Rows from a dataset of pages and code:
☆ ☆ ☆
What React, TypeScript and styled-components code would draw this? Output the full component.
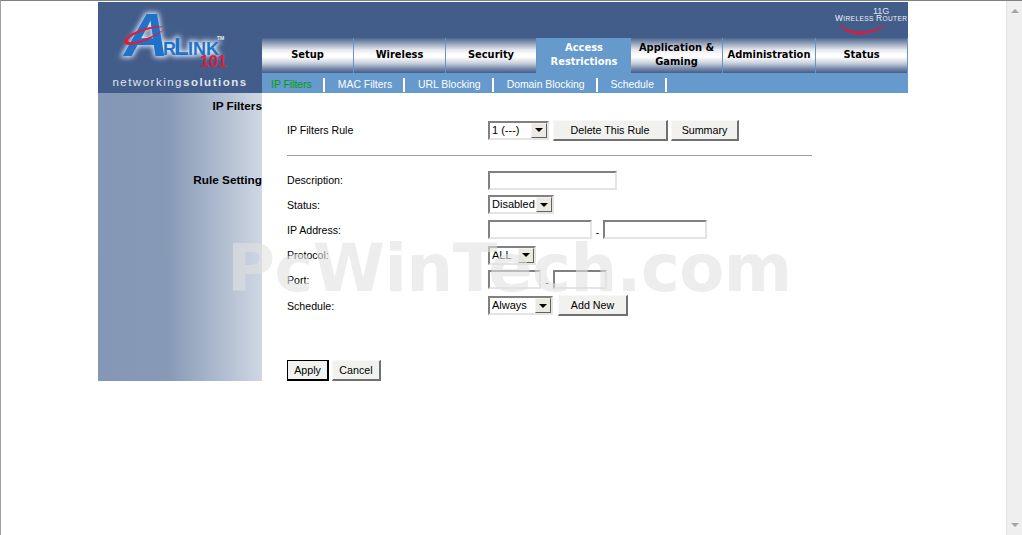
import React from 'react'
import styled, { createGlobalStyle } from 'styled-components'

const GlobalStyle = createGlobalStyle`
  html, body {
    margin: 0;
    padding: 0;
    height: 100%;
    overflow: hidden;
    background: #fff;
  }
  #root {
    height: 100%;
  }
`

const Window = styled.div`
  position: relative;
  display: flex;
  width: 1022px;
  height: 535px;
  box-sizing: border-box;
  border-top: 1px solid #808080;
  border-left: 1px solid #a0a0a0;
  background: #fff;
  font-family: 'Liberation Sans', Arial, sans-serif;
  font-size: 10.6px;
  color: #000;
  overflow: hidden;
`

const Viewport = styled.div`
  flex: 1;
  padding: 1px 0 0 97px;
`

const Scrollbar = styled.div`
  width: 16px;
  display: flex;
  flex-direction: column;
  justify-content: space-between;
  align-items: center;
  padding: 8px 0;
  box-sizing: border-box;
  background: #efefef;
  border-left: 1px solid #e4e4e4;
`

const Arrow = styled.span<{ $down?: boolean }>`
  width: 0;
  height: 0;
  border-left: 4px solid transparent;
  border-right: 4px solid transparent;
  ${props =>
    props.$down
      ? 'border-top: 4px solid #a3a3a3;'
      : 'border-bottom: 4px solid #a3a3a3;'}
`

const Page = styled.div`
  width: 810px;
  display: grid;
  grid-template-columns: 164px 1fr;
  grid-template-rows: 91px 288px;
`

const LogoPanel = styled.div`
  background: #435d8a;
  display: flex;
  flex-direction: column;
`

const LogoArt = styled.svg`
  display: block;
`

const Tagline = styled.div`
  height: 20px;
  line-height: 18px;
  text-align: center;
  color: #dfe4ee;
  font-size: 11.5px;
  letter-spacing: 1.5px;
  white-space: nowrap;
  b {
    font-weight: bold;
  }
`

const NavPanel = styled.div`
  background: #435d8a;
  display: flex;
  flex-direction: column;
`

const Brand = styled.div`
  height: 36px;
  display: flex;
  justify-content: flex-end;
`

const Tabs = styled.div`
  height: 35px;
  display: flex;
`

const Tab = styled.div<{ $width: number; $active?: boolean }>`
  width: ${props => props.$width}px;
  flex: none;
  box-sizing: border-box;
  display: flex;
  align-items: center;
  justify-content: center;
  padding-bottom: 1px;
  text-align: center;
  white-space: pre-line;
  font-family: 'DejaVu Sans', Verdana, sans-serif;
  font-weight: bold;
  font-size: 9.9px;
  line-height: 14px;
  color: ${props => (props.$active ? '#fff' : '#000')};
  border-right: ${props => (props.$active ? 'none' : '1px solid #6a94c4')};
  background: ${props =>
    props.$active
      ? '#6699cc'
      : `linear-gradient(
          #4d668f 0%,
          #8b9bb5 14%,
          #e6e9ef 34%,
          #ffffff 48%,
          #ffffff 54%,
          #c9d0dc 72%,
          #7e90ae 86%,
          #435d8a 100%
        )`};
`

const SubNav = styled.div`
  height: 20px;
  box-sizing: border-box;
  background: #6699cc;
  display: flex;
  align-items: center;
  padding: 4px 0 0 9px;
  font-size: 10.4px;
`

const SubLink = styled.span<{ $active?: boolean }>`
  color: ${props => (props.$active ? '#00a000' : '#fff')};
  line-height: 14px;
  padding-right: 11px;
  margin-right: 13px;
  border-right: 2px solid #fff;
  white-space: nowrap;
`

const Sidebar = styled.div`
  background: linear-gradient(
    90deg,
    #8497b5 0%,
    #8699b6 42%,
    #a9b7cc 70%,
    #cfd7e3 100%
  );
  display: flex;
  flex-direction: column;
  align-items: flex-end;
  font-size: 11.8px;
  font-weight: bold;
  padding-top: 6px;
  line-height: 14px;
  box-sizing: border-box;
`

const SideHeading = styled.div<{ $top?: number }>`
  margin-top: ${props => props.$top ?? 0}px;
`

const Content = styled.div`
  padding: 25px 0 0 25px;
  display: flex;
  flex-direction: column;
`

const Row = styled.div<{ $top?: number }>`
  height: 25px;
  margin-top: ${props => props.$top ?? 0}px;
  display: grid;
  grid-template-columns: 201px 1fr;
  align-items: center;
`

const Controls = styled.div`
  display: flex;
  align-items: center;
  gap: 3px;
`

const Divider = styled.hr`
  width: 525px;
  height: 1px;
  margin: 12px 0 12px;
  border: 0;
  background: #a0a0a0;
`

const TextBox = styled.div<{ $width: number }>`
  width: ${props => props.$width}px;
  height: 19px;
  box-sizing: border-box;
  background: #fff;
  border: 2px solid;
  border-color: #808080 #e4e4e4 #e4e4e4 #808080;
`

const Dash = styled.span<{ $width: number }>`
  width: ${props => props.$width}px;
  text-align: center;
  padding-top: 4px;
`

const SelectBox = styled.div<{ $width: number }>`
  width: ${props => props.$width}px;
  height: 19px;
  box-sizing: border-box;
  display: flex;
  align-items: center;
  justify-content: space-between;
  background: #fff;
  border: 2px solid;
  border-color: #808080 #e4e4e4 #e4e4e4 #808080;
  padding-left: 2px;
  font-size: 11px;
  line-height: 15px;
  white-space: nowrap;
`

const SelectArrow = styled.span`
  width: 16px;
  height: 15px;
  flex: none;
  box-sizing: border-box;
  display: flex;
  align-items: center;
  justify-content: center;
  background: #ece9e2;
  border: 1px solid;
  border-color: #f4f4f4 #606060 #606060 #f4f4f4;
  &::after {
    content: '';
    width: 0;
    height: 0;
    border-left: 4px solid transparent;
    border-right: 4px solid transparent;
    border-top: 4px solid #000;
  }
`

const Button = styled.button<{ $width: number; $primary?: boolean; $left?: number }>`
  width: ${props => props.$width}px;
  height: 21px;
  margin: 0 0 0 ${props => props.$left ?? 0}px;
  padding: 0;
  box-sizing: border-box;
  background: #f1f1ef;
  font-family: inherit;
  font-size: 10.7px;
  color: #000;
  border-style: solid;
  border-width: 1px 2px 2px 1px;
  border-color: ${props =>
    props.$primary ? '#000' : '#f8f8f8 #707070 #707070 #f8f8f8'};
`

const ActionRow = styled.div`
  margin-top: 42px;
  display: flex;
  gap: 3px;
`

const Watermark = styled.div`
  position: absolute;
  left: 226px;
  top: 232px;
  font-family: 'DejaVu Sans', Verdana, sans-serif;
  font-weight: bold;
  font-size: 65.5px;
  line-height: 70px;
  letter-spacing: -0.5px;
  color: rgba(225, 225, 225, 0.6);
  white-space: nowrap;
  pointer-events: none;
`

const LOGO_FONT = "'Liberation Sans', sans-serif"

function LogoLetters({ fill }: { fill: string }) {
  return (
    <g fill={fill} fontFamily={LOGO_FONT} fontWeight="bold">
      <text x="26" y="54" fontStyle="italic" fontSize="62">A</text>
      <text x="60" y="53" fontSize="18">IR</text>
      <text x="76" y="53" fontSize="24">L</text>
      <text x="90" y="53" fontSize="18">INK</text>
    </g>
  )
}

function AirLinkLogo() {
  return (
    <LogoArt width={164} height={71} viewBox="0 0 164 71">
      <defs>
        <filter id="glow" x="-20%" y="-20%" width="140%" height="140%">
          <feGaussianBlur stdDeviation="2.4" />
        </filter>
      </defs>
      <g filter="url(#glow)" stroke="#dce8f8" strokeWidth="3">
        <LogoLetters fill="#dce8f8" />
      </g>
      <LogoLetters fill="#1f72c8" />
      <path
        d="M67 25 C52 21 25 33 26 40 C27 47 50 41 67 27 C50 37 32 43 30 39 C29 34 52 25 67 25 Z"
        fill="#d8203c"
      />
      <text x="119" y="38" fontFamily={LOGO_FONT} fontWeight="bold" fontSize="5" fill="#e8eef6">TM</text>
      <text x="102" y="65" fontFamily={LOGO_FONT} fontWeight="bold" fontSize="16" fill="#d8203c">101</text>
    </LogoArt>
  )
}

function WirelessBadge() {
  return (
    <svg width={76} height={36} viewBox="0 0 76 36">
      <text x="41" y="12" fontFamily={LOGO_FONT} fontSize="9" fill="#dfe5ee">11G</text>
      <text x="3" y="19" fontFamily={LOGO_FONT} fontSize="6.6" fill="#eef1f6" textLength="72" lengthAdjust="spacing">
        <tspan fontSize="8.4">W</tspan>IRELESS <tspan fontSize="8.4">R</tspan>OUTER
      </text>
      <path d="M6 21 C14 31 36 33 55 22 C40 35 14 37 6 21 Z" fill="#d01f45" />
    </svg>
  )
}

function Select({ width, value }: { width: number; value: string }) {
  return (
    <SelectBox $width={width}>
      {value}
      <SelectArrow />
    </SelectBox>
  )
}

const TABS = [
  { label: 'Setup', width: 92 },
  { label: 'Wireless', width: 92 },
  { label: 'Security', width: 91 },
  { label: 'Access\nRestrictions', width: 94, active: true },
  { label: 'Application &\nGaming', width: 92 },
  { label: 'Administration', width: 93 },
  { label: 'Status', width: 92 },
]

const SUB_LINKS = [
  { label: 'IP Filters', active: true },
  { label: 'MAC Filters' },
  { label: 'URL Blocking' },
  { label: 'Domain Blocking' },
  { label: 'Schedule' },
]

export default function App() {
  return (
    <Window>
      <GlobalStyle />
      <Viewport>
        <Page>
          <LogoPanel>
            <AirLinkLogo />
            <Tagline>
              networking<b>solutions</b>
            </Tagline>
          </LogoPanel>
          <NavPanel>
            <Brand>
              <WirelessBadge />
            </Brand>
            <Tabs>
              {TABS.map(tab => (
                <Tab key={tab.label} $width={tab.width} $active={tab.active}>
                  {tab.label}
                </Tab>
              ))}
            </Tabs>
            <SubNav>
              {SUB_LINKS.map(link => (
                <SubLink key={link.label} $active={link.active}>
                  {link.label}
                </SubLink>
              ))}
            </SubNav>
          </NavPanel>
          <Sidebar>
            <SideHeading>IP Filters</SideHeading>
            <SideHeading $top={60}>Rule Setting</SideHeading>
          </Sidebar>
          <Content>
            <Row>
              <span>IP Filters Rule</span>
              <Controls>
                <Select width={61} value="1 (---)" />
                <Button $width={115} $left={1}>Delete This Rule</Button>
                <Button $width={68}>Summary</Button>
              </Controls>
            </Row>
            <Divider />
            <Row>
              <span>Description:</span>
              <Controls>
                <TextBox $width={129} />
              </Controls>
            </Row>
            <Row>
              <span>Status:</span>
              <Controls>
                <Select width={66} value="Disabled" />
              </Controls>
            </Row>
            <Row>
              <span>IP Address:</span>
              <Controls>
                <TextBox $width={104} />
                <Dash $width={5}>-</Dash>
                <TextBox $width={104} />
              </Controls>
            </Row>
            <Row $top={1}>
              <span>Protocol:</span>
              <Controls>
                <Select width={48} value="ALL" />
              </Controls>
            </Row>
            <Row>
              <span>Port:</span>
              <Controls>
                <TextBox $width={53} />
                <Dash $width={6}>-</Dash>
                <TextBox $width={54} />
              </Controls>
            </Row>
            <Row $top={1}>
              <span>Schedule:</span>
              <Controls>
                <Select width={65} value="Always" />
                <Button $width={70} $left={2}>Add New</Button>
              </Controls>
            </Row>
            <ActionRow>
              <Button $width={42} $primary>Apply</Button>
              <Button $width={49}>Cancel</Button>
            </ActionRow>
          </Content>
        </Page>
      </Viewport>
      <Scrollbar>
        <Arrow />
        <Arrow $down />
      </Scrollbar>
      <Watermark>PcWinTech.com</Watermark>
    </Window>
  )
}
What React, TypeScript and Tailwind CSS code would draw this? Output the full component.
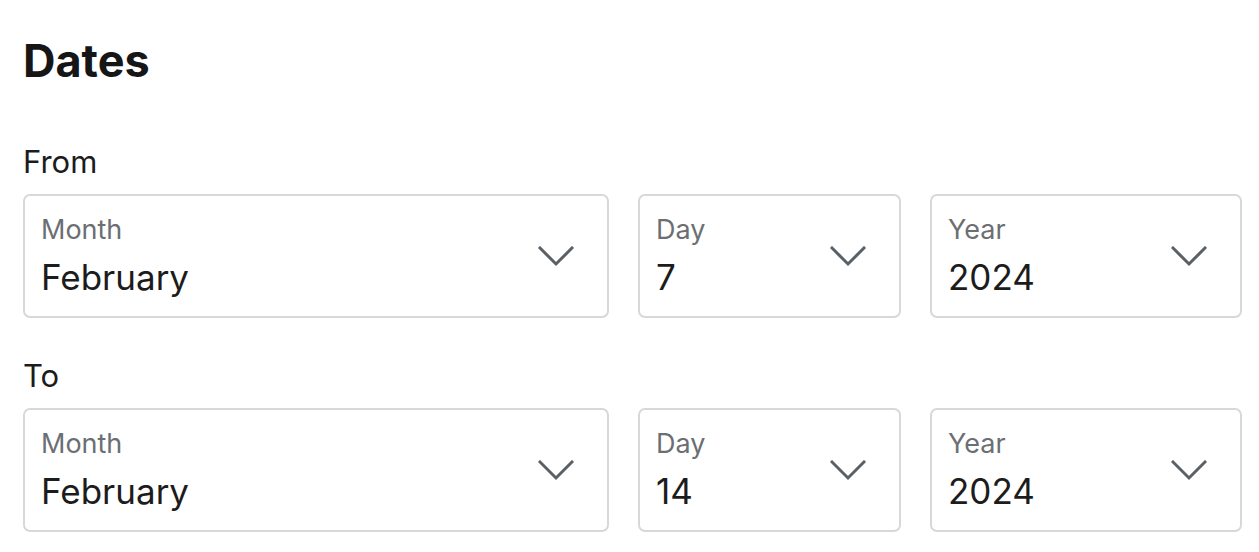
import React from 'react';

type Field = { label: string; value: string; width: string };

const Chevron = () => (
  <svg width="36" height="21" viewBox="0 0 36 21" fill="none" className="shrink-0">
    <polyline
      points="2,2 18,18 34,2"
      stroke="#596066"
      strokeWidth="3"
      strokeLinecap="square"
      strokeLinejoin="miter"
    />
  </svg>
);

const SelectBox = ({ label, value, width }: Field) => (
  <div
    className={`${width} h-[124px] shrink-0 rounded-[7px] border-2 border-[#d7d8d9] bg-white flex items-center justify-between pl-[16px] pr-[33px]`}
  >
    <div className="flex flex-col -mt-[2px]">
      <span className="text-[27px] leading-[32px] text-[#6b6f73]">{label}</span>
      <span className="mt-[11px] text-[35px] leading-[40px] text-[#1c1c1c]">{value}</span>
    </div>
    <Chevron />
  </div>
);

const DateRow = ({ title, day, className }: { title: string; day: string; className?: string }) => (
  <div className={className}>
    <div className="text-[31px] leading-[36px] text-[#1c1c1c]">{title}</div>
    <div className="mt-[14px] flex gap-[29px]">
      <SelectBox label="Month" value="February" width="w-[586px]" />
      <SelectBox label="Day" value={day} width="w-[263px]" />
      <SelectBox label="Year" value="2024" width="w-[312px]" />
    </div>
  </div>
);

export default function App() {
  return (
    <div
      className="min-h-screen bg-white pl-[23px] pt-[34px]"
      style={{ fontFamily: 'Inter, "Noto Sans", sans-serif' }}
    >
      <h1 className="text-[45px] leading-[53px] font-bold text-[#161616]">Dates</h1>
      <DateRow title="From" day="7" className="mt-[57px]" />
      <DateRow title="To" day="14" className="mt-[40px]" />
    </div>
  );
}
☆ ☆ ☆
Only the lines between the one with "What React, TypeScript and Tailwind" and the one with "string; value: string;", those two included, get copied from the material above. Keep it exact and free of pictures.

Finished answer:
What React, TypeScript and Tailwind CSS code would draw this? Output the full component.
import React from 'react';

type Field = { label: string; value: string; width: string };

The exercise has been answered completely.